Once they’re gone, Ivy announces that she’s going to “redecorate”, and we spend several minutes pointlessly watching them do that. Finally, she tells Bane to put his Paul Stanley-style seven-inch heel through the floor to expose some dirt.
Crouching down, Ivy says that “It took God seven days to create Paradise!” In which version of the Bible does it say that? She opens up her hand, revealing a handful of glittering “seeds” that look like foil-wrapped chocolate almonds. “Let’s see if I can do better!” She drops the chocolate almonds into the dirt, and we watch as a whole host of CGI vines instantly sprout and grow several feet high.
Then she chats up Bane, telling him all about Freeze, who according to her is a “cool customer” with an “icy demeanor”. She inexplicably calls Bane “honey” and tells him to “clean up this mess.

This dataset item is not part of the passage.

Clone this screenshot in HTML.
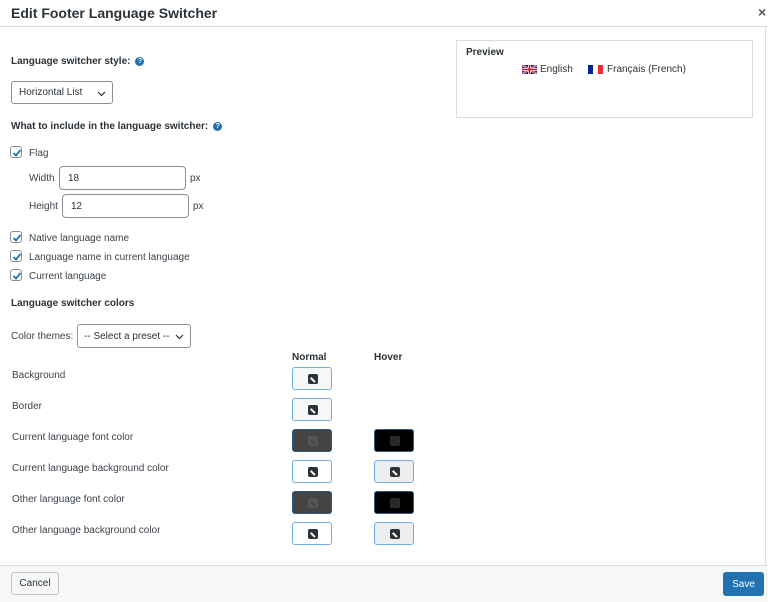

We’ve got company coming!” Bane growls, “Honeyyyy. Companyyy.” After viewing this film, you too will begin thinking and speaking like Bane.
We next find Bruce at Wayne Manor having dinner with Julie Madison (unfortunately, still played by Elle Macpherson, whose Australian accent is now leaking out all over the place), and she wants to talk about relationship stuff. Apparently, they’ve been together a year, and she’s decided she wants to marry Bruce. When she tells him this, Bruce shows no hint of a reaction on his face, and after a moment only replies that he’s “not the marrying kind”. I mean, check out the graves of his parents right outside the bedroom window if you want proof of that.
He indirectly refers to all the stuff in his life that she doesn’t know about, but she responds that she understands he’s had his “wild nights”. Bruce chuckles. “‘Wild’ doesn’t quite cover it.” No, stupid, tedious, and overblown are pretty much the words I would have chosen.
Julie says she “can’t wait forever”, and as she’s talking, Bruce starts to zone out and daydream that Poison Ivy is there instead. Just like a man, huh? Then we cut to an extremely bored Julie asking who “Ivy” is. Apparently, Bruce just called her “Ivy” somewhere in there, but we didn’t get to see it. When she demands to know who this Ivy chick is, all he says is, “I wish I knew.” That’s the way to comfort a gal, Bruce.